The Militarization of Police Work
This was originally published in The Washington Post:
During the past 15 years, The Post and other media outlets have reported on the unsettling “militarization” of police departments across the country. Armed with free surplus military gear from the Pentagon, SWAT teams have multiplied at a furious pace. Tactics once reserved for rare, volatile situations such as hostage takings, bank robberies and terrorist incidents increasingly are being used for routine police work.
Eastern Kentucky University’s Peter Kraska—a widely cited expert on police militarization—estimates that SWAT teams are called out about 40,000 times a year in the United States; in the 1980s, that figure was 3,000 times a year. Most “call-outs” were to serve warrants on nonviolent drug offenders.

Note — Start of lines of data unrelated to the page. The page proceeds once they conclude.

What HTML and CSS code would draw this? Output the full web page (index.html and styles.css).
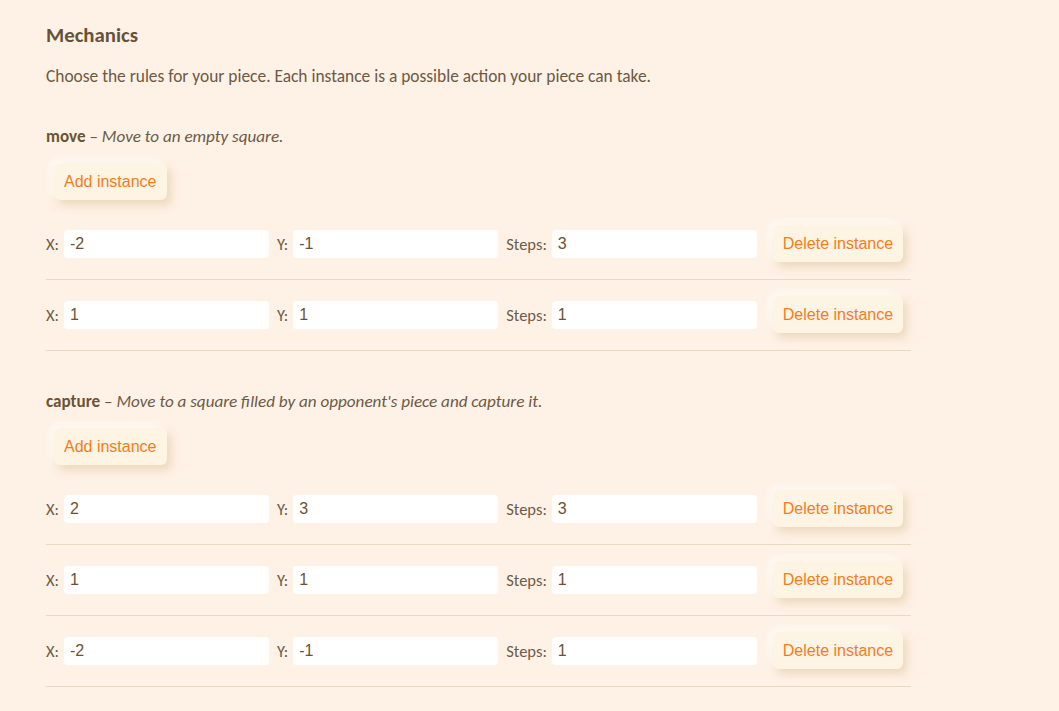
FILE: index.html
```html
<!DOCTYPE html>
<html lang="en">
<head>
<meta charset="utf-8">
<title>Mechanics</title>
<link rel="stylesheet" href="styles.css">
</head>
<body>
<main class="page">
  <h2 class="title">Mechanics</h2>
  <p class="intro">Choose the rules for your piece. Each instance is a possible action your piece can take.</p>

  <section class="mechanic">
    <p class="desc"><b>move</b> – <i>Move to an empty square.</i></p>
    <button class="btn add">Add instance</button>
    <div class="instance">
      <label class="lbl">X:</label><input class="field" value="-2">
      <label class="lbl">Y:</label><input class="field" value="-1">
      <label class="lbl">Steps:</label><input class="field" value="3">
      <button class="btn del">Delete instance</button>
    </div>
    <div class="instance">
      <label class="lbl">X:</label><input class="field" value="1">
      <label class="lbl">Y:</label><input class="field" value="1">
      <label class="lbl">Steps:</label><input class="field" value="1">
      <button class="btn del">Delete instance</button>
    </div>
  </section>

  <section class="mechanic">
    <p class="desc"><b>capture</b> – <i>Move to a square filled by an opponent's piece and capture it.</i></p>
    <button class="btn add">Add instance</button>
    <div class="instance">
      <label class="lbl">X:</label><input class="field" value="2">
      <label class="lbl">Y:</label><input class="field" value="3">
      <label class="lbl">Steps:</label><input class="field" value="3">
      <button class="btn del">Delete instance</button>
    </div>
    <div class="instance">
      <label class="lbl">X:</label><input class="field" value="1">
      <label class="lbl">Y:</label><input class="field" value="1">
      <label class="lbl">Steps:</label><input class="field" value="1">
      <button class="btn del">Delete instance</button>
    </div>
    <div class="instance">
      <label class="lbl">X:</label><input class="field" value="-2">
      <label class="lbl">Y:</label><input class="field" value="-1">
      <label class="lbl">Steps:</label><input class="field" value="1">
      <button class="btn del">Delete instance</button>
    </div>
  </section>
</main>
</body>
</html>
```

FILE: styles.css
```css
html, body {
  margin: 0;
  background: #fef1e5;
}

body {
  font-family: "Carlito", "Lato", "Liberation Sans", sans-serif;
  color: #6b5a45;
  font-size: 17.4px;
  line-height: 24px;
}

.page {
  padding: 23px 46px;
}

.title {
  margin: 0 0 17px;
  font-size: 20.8px;
  line-height: 24px;
  font-weight: 700;
  color: #66523a;
}

.intro {
  margin: 0 0 37px;
}

.mechanic {
  margin-bottom: 39px;
}

.desc {
  margin: 0;
  font-size: 17.1px;
  color: #6b5a45;
}

.desc b {
  color: #6b5433;
}

.btn {
  font-family: "Liberation Sans", Arial, sans-serif;
  font-size: 16px;
  line-height: 19px;
  color: #f57c1e;
  background: #fef4e4;
  border: none;
  border-radius: 6px;
  padding: 9px 10px;
  box-shadow: 4px 5px 9px rgba(214, 186, 140, 0.45), -4px -4px 9px rgba(255, 255, 255, 0.75);
  cursor: pointer;
}

.add {
  display: block;
  margin: 14px 8px 9px;
}

.instance {
  display: flex;
  align-items: center;
  width: 865px;
  padding: 16px 0 17px;
  border-bottom: 1px solid #eadabd;
}

.lbl {
  color: #6d5c4a;
  font-size: 16.5px;
  margin-right: 5px;
}

.field {
  width: 205px;
  height: 28px;
  box-sizing: border-box;
  border: none;
  border-radius: 4px;
  background: #fff;
  padding: 0 6px;
  margin-right: 8px;
  font-family: "Liberation Sans", Arial, sans-serif;
  font-size: 16px;
  color: #6b5232;
  outline: none;
}

.del {
  margin-left: 8px;
  height: 37px;
}
```
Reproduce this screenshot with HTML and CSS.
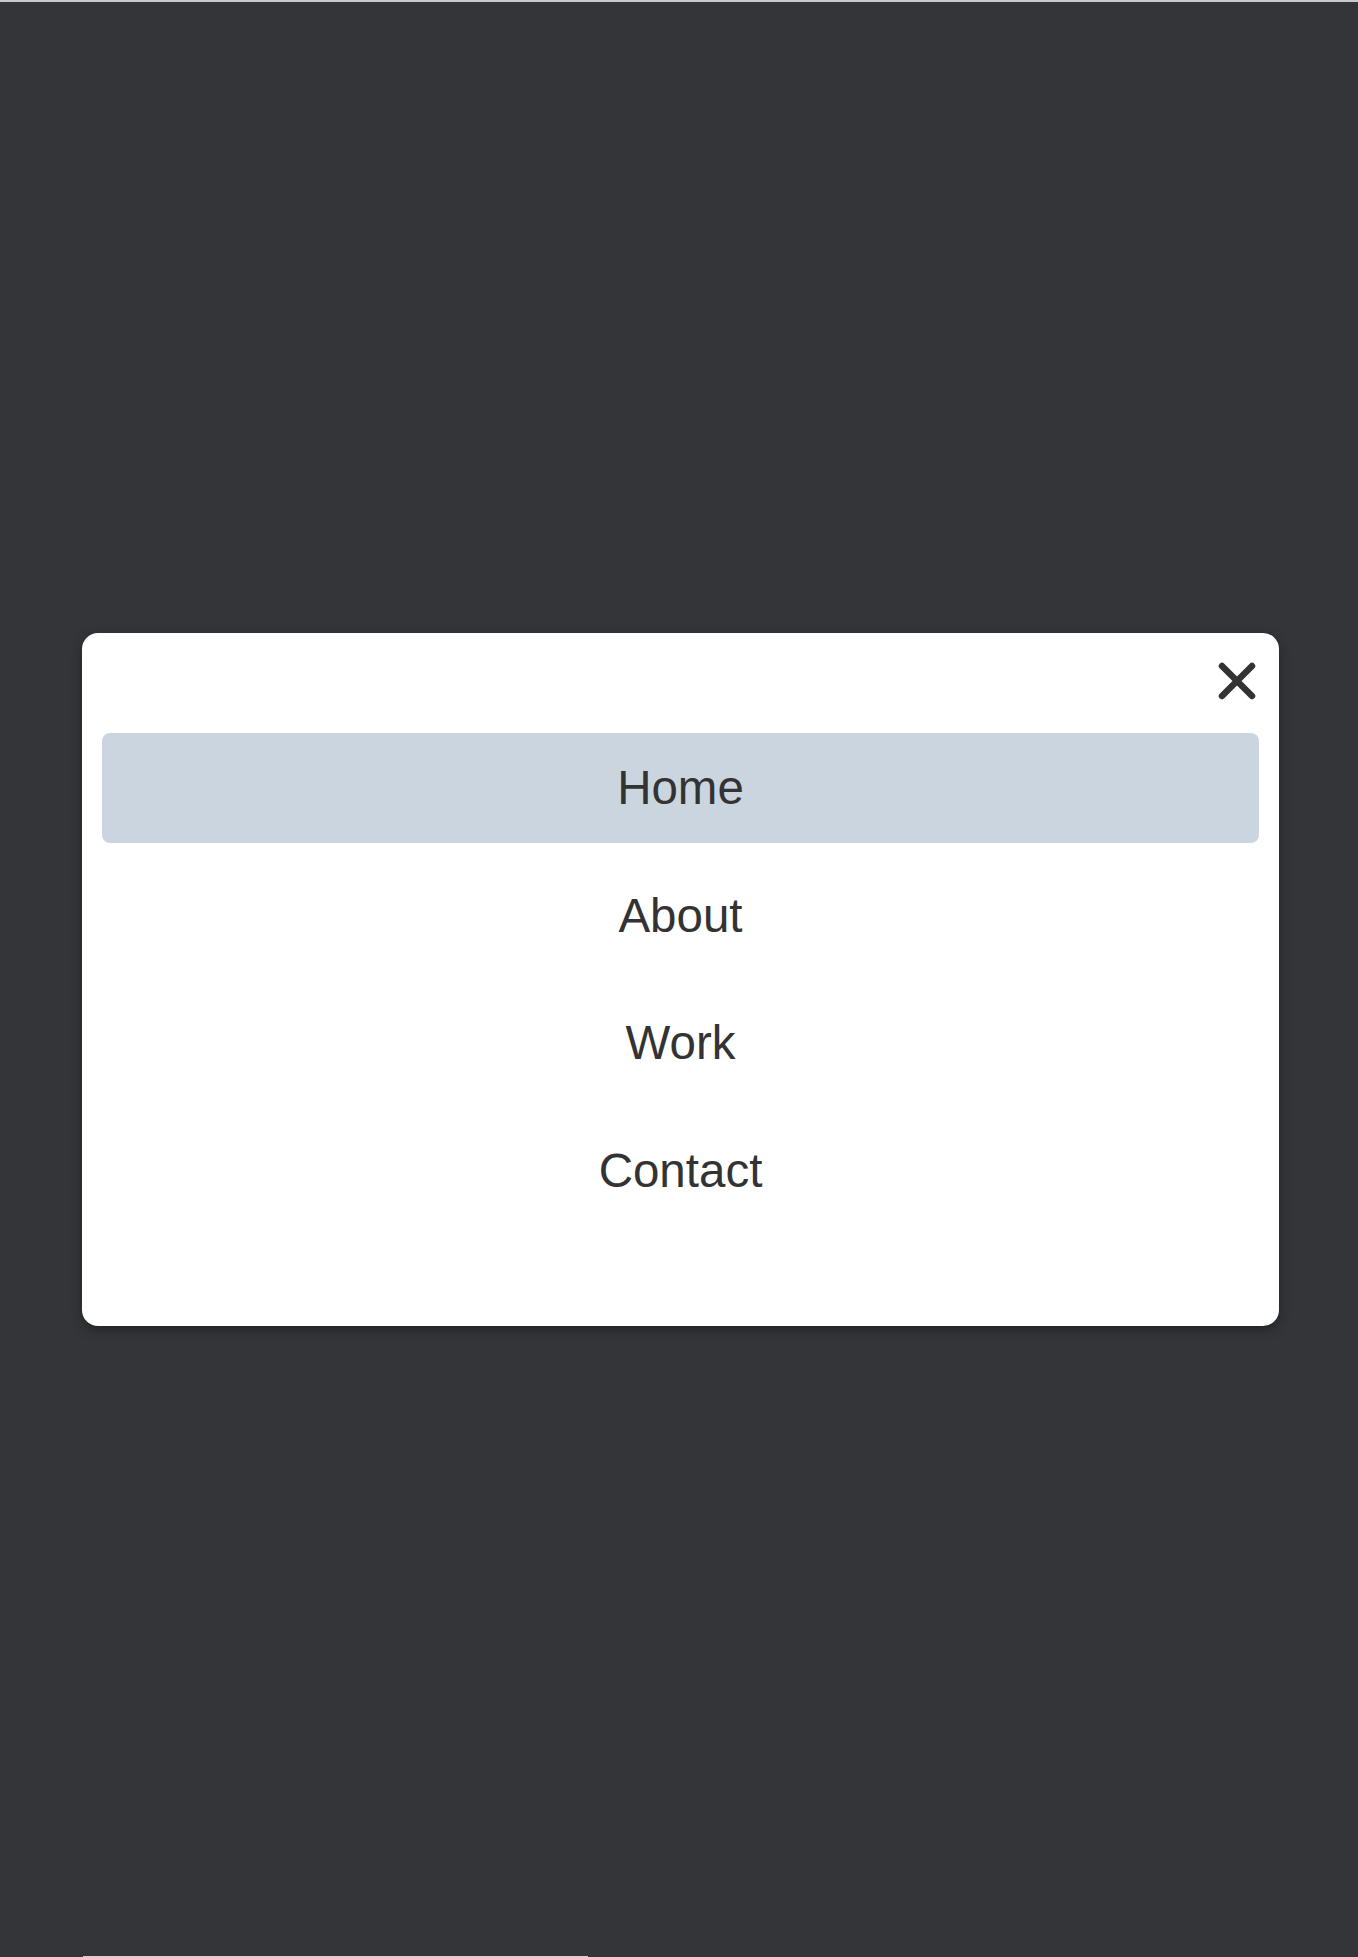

Pat Cahalan • February 9, 2006 12:51 PM
Considering SWAT teams cost more to equip and train than normal police units, I think this represents a waste of taxpayer money.
Of course, you get a SWAT team to deal with potentially disasterous situations, but when the incident rate is really low for those sorts of disasterous situations, you use the SWAT team for other things, in an attempt to recoup the cost of the team.
So you wind up with these guys performing ordinary police work, which isn’t necessarily a bad idea, except when they perform ordinary police work they don’t use ordinary police equipment and tactics.